The experiments also reveal how the body perceives magnetic fields.

One theory suggests they spark quantum chemical reactions in crytochromes - proteins found in the retina of the eye. Another, which Kirschvink subscribes to, holds that receptor cells containing tiny molecular bar magnets - most likely made of an iron mineral called magnetite - trigger brain cells to react.

The work rules out a quantum compass.

"A quantum compass can't tell a field down to the north from up to the south. So it's not a quantum compass," he says.

But the location of the magnetite receptors - if they exist - is a mystery. Kirschvink thinks it's probably somewhere in the large trigeminal nerve that splays out around the head, but further research is needed to pin down that hunch.

"If it's right then I think it's really important," says Peter Hore from the University of Oxford, UK. But, he adds, independent verification is necessary.

"My impression is [the experiments] have been done very, very carefully indeed, yet this area of research on magnetic sensing in animals has been fraught with results that no-one else has been able to repeat, so I won't get too excited about this until someone else has independently replicated these measurements and found the same thing."

Kirschvink and his colleagues welcome the scrutiny.

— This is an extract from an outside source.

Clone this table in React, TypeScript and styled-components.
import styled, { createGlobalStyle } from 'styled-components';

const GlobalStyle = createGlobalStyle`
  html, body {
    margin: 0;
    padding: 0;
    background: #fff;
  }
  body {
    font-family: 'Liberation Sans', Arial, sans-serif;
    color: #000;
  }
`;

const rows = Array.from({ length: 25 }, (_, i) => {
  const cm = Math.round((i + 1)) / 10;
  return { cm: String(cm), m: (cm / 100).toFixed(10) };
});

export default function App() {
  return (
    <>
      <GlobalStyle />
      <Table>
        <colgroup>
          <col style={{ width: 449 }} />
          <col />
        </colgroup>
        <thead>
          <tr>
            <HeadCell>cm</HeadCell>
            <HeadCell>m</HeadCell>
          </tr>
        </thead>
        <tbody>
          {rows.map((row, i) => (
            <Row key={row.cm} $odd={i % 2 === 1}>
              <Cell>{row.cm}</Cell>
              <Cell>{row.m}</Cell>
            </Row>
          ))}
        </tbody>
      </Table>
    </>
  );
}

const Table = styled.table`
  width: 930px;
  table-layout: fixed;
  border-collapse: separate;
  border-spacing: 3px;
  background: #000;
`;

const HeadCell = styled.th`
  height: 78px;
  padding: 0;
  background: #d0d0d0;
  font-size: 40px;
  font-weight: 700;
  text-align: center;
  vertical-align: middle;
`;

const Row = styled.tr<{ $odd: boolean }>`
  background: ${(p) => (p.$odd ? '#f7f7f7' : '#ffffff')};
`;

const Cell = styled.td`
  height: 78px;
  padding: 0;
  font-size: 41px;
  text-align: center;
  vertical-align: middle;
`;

"This result is something that needs to be reproduced, it needs to be replicated by other lab groups," says co-author Isaac Hilburn from Caltech.

The team is also keen to see how people from the southern hemisphere or equatorial regions respond to the changing fields. This could help to unravel whether everyone is capable of sensing the Earth's magnetic field, and whether anyone is able to do so on a conscious level.